Fences

This weekend, our family worked together to fence in our garden.  We used 34 fence posts, 150 feet of fencing, and some fishing line.  We’ve had a garden for many years, but the last several years have been a bit frustrating as we’ve had to defend against groundhogs and deer.  We’ve tried a few other remedies like deer repellant, have-a-heart traps, and hair clippings.  But we’ve still dealt with produce that has been mowed down in the middle of the night by the animals that live in our area.  So far, the fence seems to be working.

We live in a time when people tout the benefits of living beyond our dreams and our boundaries.  I’ve even written a few blog posts about the benefits of stretching outside our comfort zone.  But there’s another side of the equation that needs to be looked at from time to time.  Fences are important tools in our lives.  We need fences in our lives to keep out the “critters” that can damage our lives.   We need fences in our lives to keep us from journeying into unsafe territory.  And sometimes we need fences in our lives to remind us what things are our business and what things are not our business.  With this in mind, here are a few ideas for establishing appropriate fences in our lives.

3 Ways To Set Appropriate Fences In Our Lives:

1.)  Set personal boundaries.  We need to be smart enough and bold enough to set up our own fences.  For example, Leanne and I have a “rule” that we will avoid meeting alone with members of the opposite gender.  Rules or boundaries like this keep us from journeying into unsafe territory.

2.)  Find accountability.  Is there someone in your life (other than your spouse) who knows the true condition of your heart.  Someone like this will ask the tough questions and will also give us early warning signs when our fences need repair.

3.)  Spend time in God’s Word and in Christian community.  These actions keep us growing and alert to God’s business.  When we know God’s Word and experience this type of community, our fence is used more effectively.  Our fenced in area becomes a refuge and a safe house where we can be restored and re-energized for service to those outside the fence.

What are the pluses and minuses of having a fence?  Do you have a fence around your yard?  How do you keep the “critters” out?

Boundaries

I have learned to enjoy exploring and experiencing new places.  I believe that I have visited 36 of the 50 states, and I have traveled to three other countries.  Honolulu, Hawaii is probably the place I’ve visited that is furthest from my home.  However, my two trips to France are probably where I felt the furthest from home.  And if you’ve been reading here for a few months, you know I’m planning to go to Guatemala this summer.  When you’re not familiar with the location, the language, the currency, and the culture, it can feel like you’ve traveled to another planet.

The higher speed and relatively lower cost of travel have made it easier to travel away from the boundaries of our home town.

As parents, our responsibility is it to set up appropriate boundaries for our children.  Just like a goldfish needs the boundaries of the fishbowl to keep the alive and safe, our kids need boundaries.  These boundaries are meant to keep our kids safe, to protect property, to prevent psychological damage, and to promote respect for others.  Boundaries provide children with a secure framework in which they can grow.  As our kids get older, we allow these boundaries to expand.  Hopefully, by the time we release our children from our care, they will be better prepared to set up their own boundaries.
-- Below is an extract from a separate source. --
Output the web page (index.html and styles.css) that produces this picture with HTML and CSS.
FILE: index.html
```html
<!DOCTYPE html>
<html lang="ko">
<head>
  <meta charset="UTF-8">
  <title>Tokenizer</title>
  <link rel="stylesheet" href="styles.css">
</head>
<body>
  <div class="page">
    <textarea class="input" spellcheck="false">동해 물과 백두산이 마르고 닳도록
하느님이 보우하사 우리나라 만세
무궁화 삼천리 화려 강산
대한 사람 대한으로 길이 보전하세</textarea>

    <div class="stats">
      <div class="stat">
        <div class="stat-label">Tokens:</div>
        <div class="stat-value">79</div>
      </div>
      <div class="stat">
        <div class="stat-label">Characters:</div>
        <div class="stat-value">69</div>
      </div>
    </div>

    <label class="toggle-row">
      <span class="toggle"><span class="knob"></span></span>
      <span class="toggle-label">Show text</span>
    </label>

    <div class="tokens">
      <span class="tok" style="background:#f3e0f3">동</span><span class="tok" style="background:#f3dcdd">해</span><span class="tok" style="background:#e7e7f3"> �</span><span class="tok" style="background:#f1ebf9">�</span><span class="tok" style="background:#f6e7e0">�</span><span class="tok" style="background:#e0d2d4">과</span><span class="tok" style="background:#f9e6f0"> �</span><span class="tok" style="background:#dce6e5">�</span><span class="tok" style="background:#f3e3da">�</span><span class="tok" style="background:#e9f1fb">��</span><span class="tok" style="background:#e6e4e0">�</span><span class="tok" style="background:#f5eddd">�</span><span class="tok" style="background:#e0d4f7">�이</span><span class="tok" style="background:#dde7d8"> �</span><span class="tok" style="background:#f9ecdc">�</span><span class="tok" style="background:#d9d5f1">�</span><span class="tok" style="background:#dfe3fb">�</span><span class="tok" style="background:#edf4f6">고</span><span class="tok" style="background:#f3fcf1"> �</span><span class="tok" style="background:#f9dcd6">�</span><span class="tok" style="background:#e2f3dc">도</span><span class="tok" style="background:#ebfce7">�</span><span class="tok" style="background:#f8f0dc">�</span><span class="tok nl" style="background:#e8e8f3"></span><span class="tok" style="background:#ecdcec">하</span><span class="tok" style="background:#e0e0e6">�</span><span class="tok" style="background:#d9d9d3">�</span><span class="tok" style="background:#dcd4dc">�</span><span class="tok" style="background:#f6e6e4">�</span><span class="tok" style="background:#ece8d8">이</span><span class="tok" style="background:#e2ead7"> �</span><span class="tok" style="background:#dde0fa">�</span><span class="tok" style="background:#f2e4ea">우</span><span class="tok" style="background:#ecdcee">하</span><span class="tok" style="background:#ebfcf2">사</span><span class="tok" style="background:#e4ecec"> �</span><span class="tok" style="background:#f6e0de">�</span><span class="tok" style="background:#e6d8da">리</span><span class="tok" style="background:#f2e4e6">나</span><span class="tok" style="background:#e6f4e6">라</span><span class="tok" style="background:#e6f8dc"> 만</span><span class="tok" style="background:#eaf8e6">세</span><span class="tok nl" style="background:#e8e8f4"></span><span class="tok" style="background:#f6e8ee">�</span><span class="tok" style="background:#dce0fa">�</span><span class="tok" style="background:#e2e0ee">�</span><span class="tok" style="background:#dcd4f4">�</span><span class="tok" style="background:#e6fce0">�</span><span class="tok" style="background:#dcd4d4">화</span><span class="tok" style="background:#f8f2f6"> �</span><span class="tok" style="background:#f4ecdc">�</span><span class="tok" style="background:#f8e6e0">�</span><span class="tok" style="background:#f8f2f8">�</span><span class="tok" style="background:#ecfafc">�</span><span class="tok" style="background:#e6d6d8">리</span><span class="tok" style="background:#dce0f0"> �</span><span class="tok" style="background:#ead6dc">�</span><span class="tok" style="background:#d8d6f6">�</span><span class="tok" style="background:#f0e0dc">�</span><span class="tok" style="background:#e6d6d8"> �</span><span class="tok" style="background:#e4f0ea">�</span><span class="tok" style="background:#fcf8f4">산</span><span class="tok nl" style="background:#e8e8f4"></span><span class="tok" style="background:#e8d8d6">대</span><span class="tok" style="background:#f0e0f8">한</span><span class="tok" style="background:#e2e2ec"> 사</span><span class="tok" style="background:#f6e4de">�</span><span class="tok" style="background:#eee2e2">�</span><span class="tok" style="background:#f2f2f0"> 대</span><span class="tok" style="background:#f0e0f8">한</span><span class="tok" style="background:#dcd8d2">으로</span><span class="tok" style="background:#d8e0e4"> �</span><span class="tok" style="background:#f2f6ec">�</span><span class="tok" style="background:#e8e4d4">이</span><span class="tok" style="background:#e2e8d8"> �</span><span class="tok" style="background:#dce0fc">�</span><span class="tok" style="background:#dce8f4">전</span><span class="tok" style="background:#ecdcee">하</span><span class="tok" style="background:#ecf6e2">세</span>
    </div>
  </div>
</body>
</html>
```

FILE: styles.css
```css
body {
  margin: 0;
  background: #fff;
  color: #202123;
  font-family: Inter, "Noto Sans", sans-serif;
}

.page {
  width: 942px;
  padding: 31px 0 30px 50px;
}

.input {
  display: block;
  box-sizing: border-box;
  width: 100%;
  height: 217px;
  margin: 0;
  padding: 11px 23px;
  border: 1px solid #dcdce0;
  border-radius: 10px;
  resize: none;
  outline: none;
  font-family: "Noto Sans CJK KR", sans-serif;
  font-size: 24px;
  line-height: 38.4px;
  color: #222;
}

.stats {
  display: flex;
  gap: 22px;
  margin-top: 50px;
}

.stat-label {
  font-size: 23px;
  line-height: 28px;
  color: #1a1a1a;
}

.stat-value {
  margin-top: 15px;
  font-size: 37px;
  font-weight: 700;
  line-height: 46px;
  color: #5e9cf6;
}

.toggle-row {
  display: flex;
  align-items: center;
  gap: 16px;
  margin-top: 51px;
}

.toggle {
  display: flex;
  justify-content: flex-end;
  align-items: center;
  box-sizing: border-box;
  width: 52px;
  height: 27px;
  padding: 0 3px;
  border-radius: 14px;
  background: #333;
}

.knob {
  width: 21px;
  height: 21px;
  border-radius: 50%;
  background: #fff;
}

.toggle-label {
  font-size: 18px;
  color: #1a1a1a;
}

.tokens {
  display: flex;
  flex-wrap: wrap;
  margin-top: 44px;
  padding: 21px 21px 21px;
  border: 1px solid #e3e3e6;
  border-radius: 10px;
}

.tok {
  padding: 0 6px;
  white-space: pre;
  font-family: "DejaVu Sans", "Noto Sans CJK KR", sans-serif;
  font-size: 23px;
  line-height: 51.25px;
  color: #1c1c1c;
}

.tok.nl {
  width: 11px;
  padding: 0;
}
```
Many parents do not want to say no to their kids, but kids are not designed to run around without boundaries.  The novel Lord of the Flies by William Golding provides a glimpse into what might happen with our kids if they were left without clear limits.  In this book, several 6 to 12 year olds turn to barbarism when they are stranded without adult supervision on a deserted island.  While this is just a story, it does remind us that we have an important role in our kids’ lives.  We are responsible for setting boundaries for our kids that will keep them safe and will help them grow into responsible adults.

Different boundaries are required based on the age and development of your child.  When children are toddlers, you may need to set boundaries so they don’t wander into the street or down the stairs.  As they approach preschool and elementary school, kids need to know who they should and shouldn’t talk to – “Don’t talk to strangers.”  As they continue to get older they will need monitoring related to their computer/internet use and their television/movie viewing.  There are many different types of boundaries to consider.

Setting limits is another way to look at setting boundaries.  Limits are not a negative thing.  For example, I need to set limits on the amount of food that I consume.  I like ice cream, but if I eat too much ice cream, my cholesterol will get even higher, my weight will increase, and my overall all health will deteriorate.  At our home, we do this by setting time limits for the television, for the computer, and for video games.  Setting these limits communicates to our children what is okay and what is not okay.  When we’re clear with our limits and when we follow through with our limits, our kids learn what to expect.  When we don’t set limits or when we don’t follow through on our limits, our kids can easily become confused by the lack of a consistent message.

Boundaries are a good thing.

What do boundaries look like at your house?  Or what did boundaries look like for you when you were growing up?  Do you agree that boundaries are important?  Why or why not?  Where else do you need boundaries in your life?